Output 1 consisted of five high-resolution installations, (see portfolio and Research Methodology) designed to explore the effects of high-resolution imaging of the immediate environment. For ‘In Other People’s Skins’, five dinner parties (of twelve people invoking the Last Supper) were filmed from above with different communities eating indigenous foods. Through extensive experimentation, the highest-resolution image was created for the installation, projected on to an equal-sized table covered by a white tablecloth (the screen). Plates were placed to catch the images of the food and twelve seats positioned around the table to allow the audience to interact with the installation. Flaxton monitored reactions anonymously observing audiences’ readiness to join in, enjoying the confusion between the real and the virtual. To explore whether this engagement was an effect of the installation itself or a result of the high resolution image, the installation toured for fifteen weeks (funded by the Arts Council) around UK cathedrals in a black light proof tent, during which it was modified several times.

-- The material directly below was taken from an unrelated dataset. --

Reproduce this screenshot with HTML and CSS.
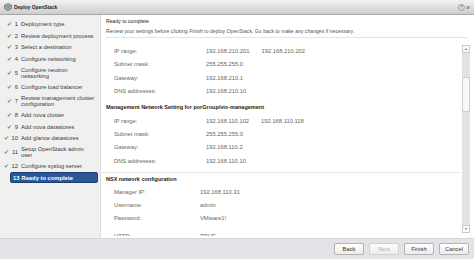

Each of the five installations was similarly iterative in a continuously evolving programme of research, exhibited to over 300,000 people in the UK and abroad including New York and China. Flaxton discussed the research in ‘Time and Resolution: Experiments in High Definition Image Making’, Journal of Media Practice, vol. 10, nos. 2 & 3 (2009). It led to a partnership with the BBC exploring the immersive characteristics of digital motion imagery by creating the first Higher Dynamic Range motion picture (2012).